Let A be a matrix with real entries. A is positive semidefinite if the dot product of Ax and x is nonnegative for any vector with real components. $\langle Ax, x \rangle \geq 0$
Let A = (1,2)(-2,1) Then Ax = $(x_1+2x_2)(-2x_1+x_2)$, Finally $\langle Ax, x \rangle$ =$(x_1^2+2x_2^2-2x_1^2+x_2^2)$
but the text I am reading just argues: $\langle Ax, x \rangle$ = $x_1^2+x_2^2 \geq 0$ implying that A is positive semidefinite.

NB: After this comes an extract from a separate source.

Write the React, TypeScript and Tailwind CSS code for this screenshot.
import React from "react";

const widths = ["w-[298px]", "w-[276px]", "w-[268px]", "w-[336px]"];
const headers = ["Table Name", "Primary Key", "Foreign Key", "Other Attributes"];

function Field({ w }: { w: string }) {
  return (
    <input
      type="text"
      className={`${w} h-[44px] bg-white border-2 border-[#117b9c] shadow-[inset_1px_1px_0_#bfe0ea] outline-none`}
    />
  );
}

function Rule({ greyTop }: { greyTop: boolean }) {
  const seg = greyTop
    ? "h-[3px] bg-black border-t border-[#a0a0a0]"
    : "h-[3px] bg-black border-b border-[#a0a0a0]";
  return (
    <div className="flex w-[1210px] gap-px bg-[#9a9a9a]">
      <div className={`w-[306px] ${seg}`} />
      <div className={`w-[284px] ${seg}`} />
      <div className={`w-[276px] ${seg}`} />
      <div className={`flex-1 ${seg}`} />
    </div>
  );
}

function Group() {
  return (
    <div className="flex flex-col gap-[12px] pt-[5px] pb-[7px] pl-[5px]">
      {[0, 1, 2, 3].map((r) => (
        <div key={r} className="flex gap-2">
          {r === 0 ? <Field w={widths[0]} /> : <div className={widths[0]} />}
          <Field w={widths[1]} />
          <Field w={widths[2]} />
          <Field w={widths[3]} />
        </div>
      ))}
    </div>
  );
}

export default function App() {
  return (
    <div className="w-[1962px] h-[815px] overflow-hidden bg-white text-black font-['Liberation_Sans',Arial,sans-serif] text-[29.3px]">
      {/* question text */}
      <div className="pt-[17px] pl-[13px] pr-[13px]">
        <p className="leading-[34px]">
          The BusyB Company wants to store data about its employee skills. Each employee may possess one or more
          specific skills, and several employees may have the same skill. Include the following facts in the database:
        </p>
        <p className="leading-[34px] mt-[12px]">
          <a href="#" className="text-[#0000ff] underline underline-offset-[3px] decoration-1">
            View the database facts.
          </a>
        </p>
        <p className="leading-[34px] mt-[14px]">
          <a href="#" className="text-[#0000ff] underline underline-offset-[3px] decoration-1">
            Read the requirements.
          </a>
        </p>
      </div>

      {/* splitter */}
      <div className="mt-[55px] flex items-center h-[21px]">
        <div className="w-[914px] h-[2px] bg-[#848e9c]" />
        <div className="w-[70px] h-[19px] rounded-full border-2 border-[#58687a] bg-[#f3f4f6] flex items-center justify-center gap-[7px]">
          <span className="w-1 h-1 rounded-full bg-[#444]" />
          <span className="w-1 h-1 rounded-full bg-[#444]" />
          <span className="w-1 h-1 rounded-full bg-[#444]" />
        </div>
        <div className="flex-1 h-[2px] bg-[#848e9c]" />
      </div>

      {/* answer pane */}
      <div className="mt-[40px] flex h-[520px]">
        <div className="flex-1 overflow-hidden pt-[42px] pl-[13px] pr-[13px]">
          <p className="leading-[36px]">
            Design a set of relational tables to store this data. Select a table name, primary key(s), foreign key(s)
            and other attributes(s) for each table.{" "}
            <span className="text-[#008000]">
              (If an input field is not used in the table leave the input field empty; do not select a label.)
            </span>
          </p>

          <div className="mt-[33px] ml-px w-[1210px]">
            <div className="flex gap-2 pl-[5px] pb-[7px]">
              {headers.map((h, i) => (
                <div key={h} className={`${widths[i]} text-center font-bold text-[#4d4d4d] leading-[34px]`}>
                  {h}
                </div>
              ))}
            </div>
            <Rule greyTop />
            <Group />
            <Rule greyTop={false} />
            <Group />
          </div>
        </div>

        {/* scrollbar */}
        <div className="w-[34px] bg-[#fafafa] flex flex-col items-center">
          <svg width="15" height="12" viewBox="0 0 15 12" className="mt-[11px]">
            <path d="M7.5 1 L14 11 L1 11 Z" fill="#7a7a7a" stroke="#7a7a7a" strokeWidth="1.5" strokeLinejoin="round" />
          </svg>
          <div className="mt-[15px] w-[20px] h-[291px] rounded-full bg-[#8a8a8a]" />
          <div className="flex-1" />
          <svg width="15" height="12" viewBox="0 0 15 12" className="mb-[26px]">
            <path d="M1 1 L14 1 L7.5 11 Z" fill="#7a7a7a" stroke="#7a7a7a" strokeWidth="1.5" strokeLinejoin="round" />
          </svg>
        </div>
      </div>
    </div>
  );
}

The question is : What happened to the $2x_2^2-2x_1^2$ part? why can we just claim that $x_1^2+x_2^2 \geq 0$ ,which may be true. but still we have one negative in our equation, right?

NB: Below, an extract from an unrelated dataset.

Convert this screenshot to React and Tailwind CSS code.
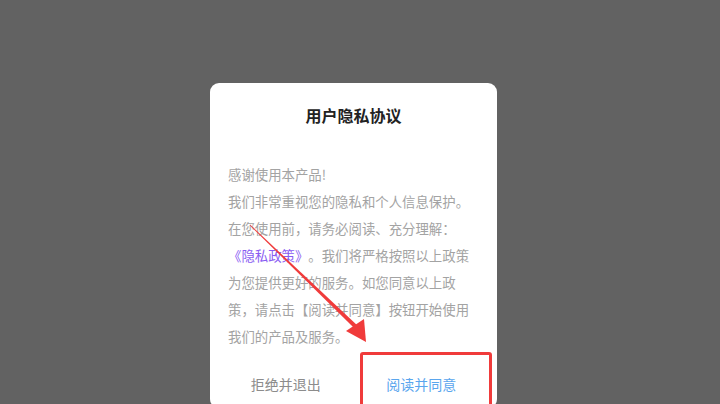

This definition of positive semidefinite is wrong. Let $ v=[x_1,x_2] $. A 2x2 matrix is positive semidefinite if $ vAv^T \ge 0 $ for all v.Note that A can be replaced by $ (A+A^T)/2 $ so there is no loss of generality in assuming that A is symmetric. Note also that some authors include the additional requirement that A not be positive definite in their definition of positive semidefiniteness. Note that the definition can be generalised to vectors with n components and nxn (symmetric) matrices. An old book by Ferrar "Algebra: a text-book of determinants, matrices and algebraic forms" is an excellent reference. A 2x2 symmetric matrix is positive semidefinite (without imposing the condition that it not be positive definite) iff its diagonal elements and its determinant are all non-negative.